+++ THE INPUT +++

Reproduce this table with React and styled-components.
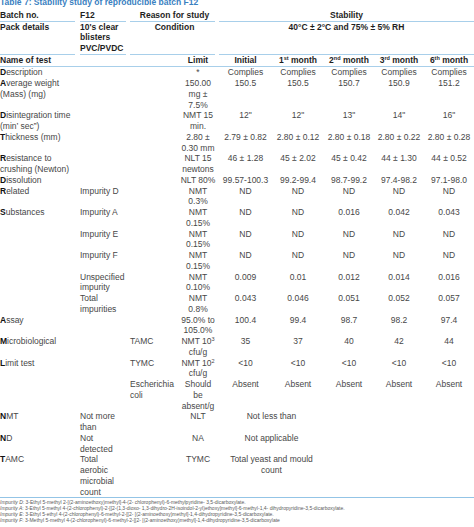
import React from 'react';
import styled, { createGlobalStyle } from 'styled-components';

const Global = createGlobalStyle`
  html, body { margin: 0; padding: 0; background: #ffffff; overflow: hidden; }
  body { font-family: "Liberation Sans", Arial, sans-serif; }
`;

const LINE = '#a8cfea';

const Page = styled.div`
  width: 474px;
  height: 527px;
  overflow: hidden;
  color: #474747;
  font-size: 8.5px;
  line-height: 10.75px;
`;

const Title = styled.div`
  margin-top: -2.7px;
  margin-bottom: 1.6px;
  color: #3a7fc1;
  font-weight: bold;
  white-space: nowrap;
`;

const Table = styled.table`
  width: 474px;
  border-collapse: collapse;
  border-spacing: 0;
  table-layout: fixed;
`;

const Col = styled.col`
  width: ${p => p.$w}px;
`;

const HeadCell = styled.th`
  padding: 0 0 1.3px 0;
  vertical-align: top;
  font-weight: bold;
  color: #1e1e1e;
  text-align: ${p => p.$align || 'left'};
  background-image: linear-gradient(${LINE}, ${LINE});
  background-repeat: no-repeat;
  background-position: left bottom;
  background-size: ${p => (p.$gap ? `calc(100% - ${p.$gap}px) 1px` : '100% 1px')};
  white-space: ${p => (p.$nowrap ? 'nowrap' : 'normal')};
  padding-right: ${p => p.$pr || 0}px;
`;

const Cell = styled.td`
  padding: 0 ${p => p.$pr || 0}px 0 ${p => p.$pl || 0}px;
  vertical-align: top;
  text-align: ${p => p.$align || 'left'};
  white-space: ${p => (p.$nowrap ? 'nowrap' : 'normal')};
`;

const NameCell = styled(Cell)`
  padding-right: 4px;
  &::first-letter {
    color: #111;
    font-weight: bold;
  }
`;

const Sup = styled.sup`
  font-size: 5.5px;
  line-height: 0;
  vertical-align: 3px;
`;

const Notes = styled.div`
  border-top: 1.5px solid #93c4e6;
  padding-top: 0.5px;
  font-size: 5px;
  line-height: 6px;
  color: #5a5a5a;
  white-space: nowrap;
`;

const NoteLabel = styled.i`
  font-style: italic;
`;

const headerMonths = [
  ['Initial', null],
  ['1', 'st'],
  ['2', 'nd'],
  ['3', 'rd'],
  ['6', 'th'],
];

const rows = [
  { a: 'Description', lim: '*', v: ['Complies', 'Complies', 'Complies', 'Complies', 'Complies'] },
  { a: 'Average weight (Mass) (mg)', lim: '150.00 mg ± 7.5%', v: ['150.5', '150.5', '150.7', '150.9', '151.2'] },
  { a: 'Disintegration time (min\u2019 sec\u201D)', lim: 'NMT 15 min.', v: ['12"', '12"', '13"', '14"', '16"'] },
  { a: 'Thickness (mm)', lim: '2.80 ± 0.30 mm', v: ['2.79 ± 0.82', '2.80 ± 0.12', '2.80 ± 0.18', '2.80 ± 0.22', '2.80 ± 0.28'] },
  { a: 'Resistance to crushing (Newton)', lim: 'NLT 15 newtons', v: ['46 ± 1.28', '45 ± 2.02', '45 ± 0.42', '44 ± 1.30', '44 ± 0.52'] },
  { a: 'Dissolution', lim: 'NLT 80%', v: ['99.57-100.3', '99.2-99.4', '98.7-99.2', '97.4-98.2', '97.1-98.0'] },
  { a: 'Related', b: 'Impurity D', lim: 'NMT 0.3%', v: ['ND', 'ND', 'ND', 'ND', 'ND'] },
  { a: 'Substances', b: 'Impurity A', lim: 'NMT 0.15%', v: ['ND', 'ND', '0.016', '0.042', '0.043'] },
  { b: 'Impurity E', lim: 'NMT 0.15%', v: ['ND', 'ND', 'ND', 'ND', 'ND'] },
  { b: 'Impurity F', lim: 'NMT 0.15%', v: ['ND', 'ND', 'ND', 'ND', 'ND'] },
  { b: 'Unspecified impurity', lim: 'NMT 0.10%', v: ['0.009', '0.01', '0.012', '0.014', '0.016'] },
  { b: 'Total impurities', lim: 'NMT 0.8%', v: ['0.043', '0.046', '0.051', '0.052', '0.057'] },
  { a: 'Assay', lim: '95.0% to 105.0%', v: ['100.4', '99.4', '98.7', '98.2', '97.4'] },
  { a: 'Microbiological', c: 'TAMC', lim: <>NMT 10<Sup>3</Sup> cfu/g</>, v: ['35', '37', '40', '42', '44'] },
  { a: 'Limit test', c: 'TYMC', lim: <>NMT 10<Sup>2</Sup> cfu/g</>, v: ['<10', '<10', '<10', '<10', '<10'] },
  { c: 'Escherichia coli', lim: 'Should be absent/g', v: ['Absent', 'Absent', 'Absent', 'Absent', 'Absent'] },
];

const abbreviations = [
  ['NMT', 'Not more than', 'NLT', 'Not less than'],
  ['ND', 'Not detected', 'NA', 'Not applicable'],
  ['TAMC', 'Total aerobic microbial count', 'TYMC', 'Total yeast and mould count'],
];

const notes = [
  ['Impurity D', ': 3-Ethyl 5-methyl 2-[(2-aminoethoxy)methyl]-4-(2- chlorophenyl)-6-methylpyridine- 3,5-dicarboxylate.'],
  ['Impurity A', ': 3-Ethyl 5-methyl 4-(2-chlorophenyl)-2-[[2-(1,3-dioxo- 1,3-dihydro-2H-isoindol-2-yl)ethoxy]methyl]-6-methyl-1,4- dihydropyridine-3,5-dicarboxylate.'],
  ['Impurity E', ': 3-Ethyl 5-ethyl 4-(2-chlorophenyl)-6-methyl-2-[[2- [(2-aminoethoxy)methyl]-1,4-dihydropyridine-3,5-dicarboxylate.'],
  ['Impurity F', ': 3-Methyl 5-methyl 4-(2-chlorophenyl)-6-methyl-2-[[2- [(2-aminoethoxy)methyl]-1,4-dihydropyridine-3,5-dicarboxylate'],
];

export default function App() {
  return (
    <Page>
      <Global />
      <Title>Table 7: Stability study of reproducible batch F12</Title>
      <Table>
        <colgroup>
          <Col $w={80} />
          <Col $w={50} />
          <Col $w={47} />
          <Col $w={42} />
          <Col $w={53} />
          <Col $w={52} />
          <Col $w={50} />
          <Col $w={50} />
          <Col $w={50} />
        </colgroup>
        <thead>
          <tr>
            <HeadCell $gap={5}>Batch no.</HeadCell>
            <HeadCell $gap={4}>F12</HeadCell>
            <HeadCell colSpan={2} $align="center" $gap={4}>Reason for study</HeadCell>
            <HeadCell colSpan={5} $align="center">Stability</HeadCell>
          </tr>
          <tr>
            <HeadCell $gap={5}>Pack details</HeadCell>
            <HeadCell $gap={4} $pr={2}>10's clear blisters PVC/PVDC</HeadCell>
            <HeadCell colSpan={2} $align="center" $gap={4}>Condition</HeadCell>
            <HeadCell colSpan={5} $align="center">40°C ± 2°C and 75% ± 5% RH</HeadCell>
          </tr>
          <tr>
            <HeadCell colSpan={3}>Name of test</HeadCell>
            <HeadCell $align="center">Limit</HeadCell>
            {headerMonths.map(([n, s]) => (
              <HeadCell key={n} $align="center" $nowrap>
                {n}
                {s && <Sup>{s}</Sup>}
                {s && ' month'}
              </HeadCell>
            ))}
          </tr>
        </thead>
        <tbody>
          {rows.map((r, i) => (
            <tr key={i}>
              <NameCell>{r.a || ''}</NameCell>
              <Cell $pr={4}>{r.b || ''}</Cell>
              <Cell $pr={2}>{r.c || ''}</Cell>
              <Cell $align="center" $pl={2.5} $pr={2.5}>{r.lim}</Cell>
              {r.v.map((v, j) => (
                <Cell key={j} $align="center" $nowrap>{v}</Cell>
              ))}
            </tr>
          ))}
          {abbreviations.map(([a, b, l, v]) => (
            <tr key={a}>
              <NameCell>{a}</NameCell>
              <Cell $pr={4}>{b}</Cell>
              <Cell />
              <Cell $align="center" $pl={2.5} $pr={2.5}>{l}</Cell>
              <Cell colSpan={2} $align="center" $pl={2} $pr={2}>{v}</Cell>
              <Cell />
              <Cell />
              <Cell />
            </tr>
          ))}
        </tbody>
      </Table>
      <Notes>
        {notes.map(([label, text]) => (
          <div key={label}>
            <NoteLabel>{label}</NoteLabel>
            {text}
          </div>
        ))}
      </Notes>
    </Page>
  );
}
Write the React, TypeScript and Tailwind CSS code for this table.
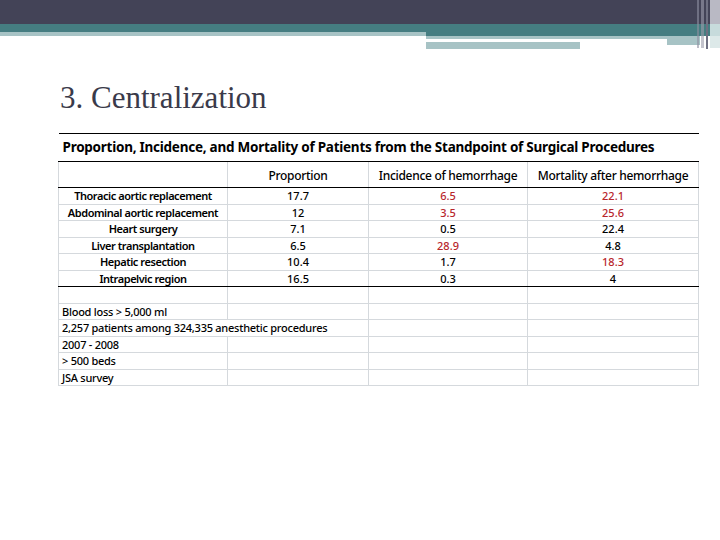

+++

_WHAT TO PRODUCE_:
Above are the records; copy every line in them that holds the word "components".

_WORKED SOLUTION_:
Reproduce this table with React and styled-components.
import styled, { createGlobalStyle } from 'styled-components';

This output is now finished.